Years ago -- in 2007 to be exact -- I read and reviewed Peter Carey's Booker-winning Oscar and Lucinda. I absolutely loved it, and have been meaning ever since to read another of Carey's many novels. I did try his other Booker-winning True History of the Kelly Gang, but couldn't get past the dialect (or "dazzling act of ventriloquism" as the blurb calls it). Anyway, I finally made it, listening to this as an audiobook, which took a very very long time. This was partly due to the fact that it is a very long book, but also partly because it took me a while to get engaged with it.
Parrot and Olivier in America is a book in two halves, or rather it is narrated alternately by the two protagonists. They are Olivier-Jean-Baptiste de Clarel de Barfleur de Garmont, a French aristocrat born in 1805, and John Larrit, nicknamed Parrot, a sometime engraver and son of a printer, who is 24 years older. These two could not be more different in every possible way, from their social status to their life experiences, and yet, by a series of complicated coincidences, they end up travelling together to America, with Parrot acting as secretary to Olivier, though actually paid to spy on him by his mother's lover.
It's hardly surprising that initially, and for quite a long time, the two men dislike each other intensely. Olivier, a sickly, cossetted child, has grown into an effete, snobbish young man whose knowledge of the real world is more or less zero. Parrot, on the other hand, could scarcely have had a fuller life. It was the descriptions of his early childhood that really drew me into the novel -- roaming the English countryside with his loving, free-thinking father, living and working at a firm of printers who turned out to be secret forgers, being saved from almost certain death by the one-armed counter-revolutionary Marquis de Tilbot, ending up on a convict ship headed for Australia, and much more besides. But both men are changed by their experiences in the new world, and by the end they have come to respect, perhaps even love, each other.
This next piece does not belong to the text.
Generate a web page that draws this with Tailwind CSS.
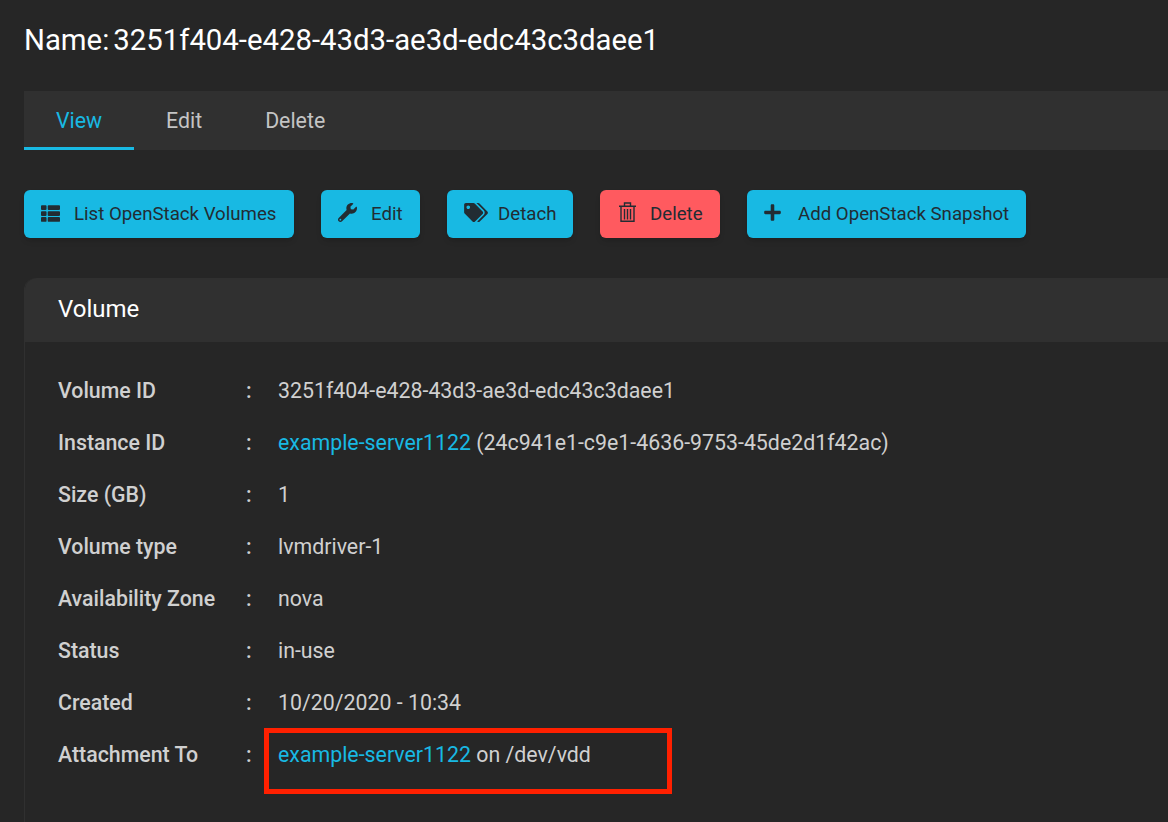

But that's really to over-simplify. Of the two it is Olivier who has the most learning to do, and he does it partly by means of the job he has been sent over to carry out -- to write an account of the prison system in America. This brings him into contact with many of the top men in the country -- brash, uncouth, very different from anyone Olivier has ever met before, but men who he comes in some ways to appreciate for what they are. Chief among these is Mr Godefroy, who takes Olivier under his wing and shows him round the country, and with whose daughter, the beautiful, liberated Amelia, Olivier falls desperately in love. But Parrot, too, after many a challenging adventure, really comes to his own in the end, forging a life and a career for himself that would have been impossible anywhere else in the world.
The novel is full of historical references, the most obvious of which is that Olivier is based quite closely on Alexis de Tocqueville, a French nobleman who did travel to America and did write a book about it. But there's also an allusion to the great engraver Audubon, whose famous book of American Birds is here engraved and published by Parrot's friend and employer, the ex-forger Mr Watkins, and probably lots more that I missed. I didn't find out about de Tocqueville till very late in the day, and frankly when I did it didn't matter to me in the least. Similarly, I've seen the accounts of Parrot's history being described as Dickensian. Well, who cares if they are. The book is a wonderful mish-mash of many disparate elements, and where they originated is not important. What has emerged is the product of Carey's wonderfully vivid and wide-ranging imagination, and it is not only enormous in its size but also enormous in its ability to give all kinds of pleasure, or I found it so, anyway. It's often very funny, especially when, as often, we see the same events described by both protagonists, who see things in very different ways. It's touching to see these two men gradually coming to a better understanding of each other, and very entertaining to get a glimpse of early 19th-century New York, where pigs run wild and cause havoc on Broadway, Times Square is essentially a sea of mud, and Harlem, where Parrot and his beautiful painter wife end up living, a small country village. The writing is wonderfully colourful and full of great descriptions -- a bunch of old ladies sitting in a dark parlour, "wetting their hairy chins with stout", sailors clinging to the rigging of a ship "like soft fruit in a storm". It's thought-provoking, and informative. What more could you want?
I'm not in a position to say where, on a scale of Carey's books, this one would fall. But as you can tell, I loved it and will read certainly be reading Carey again soon. Any suggestions?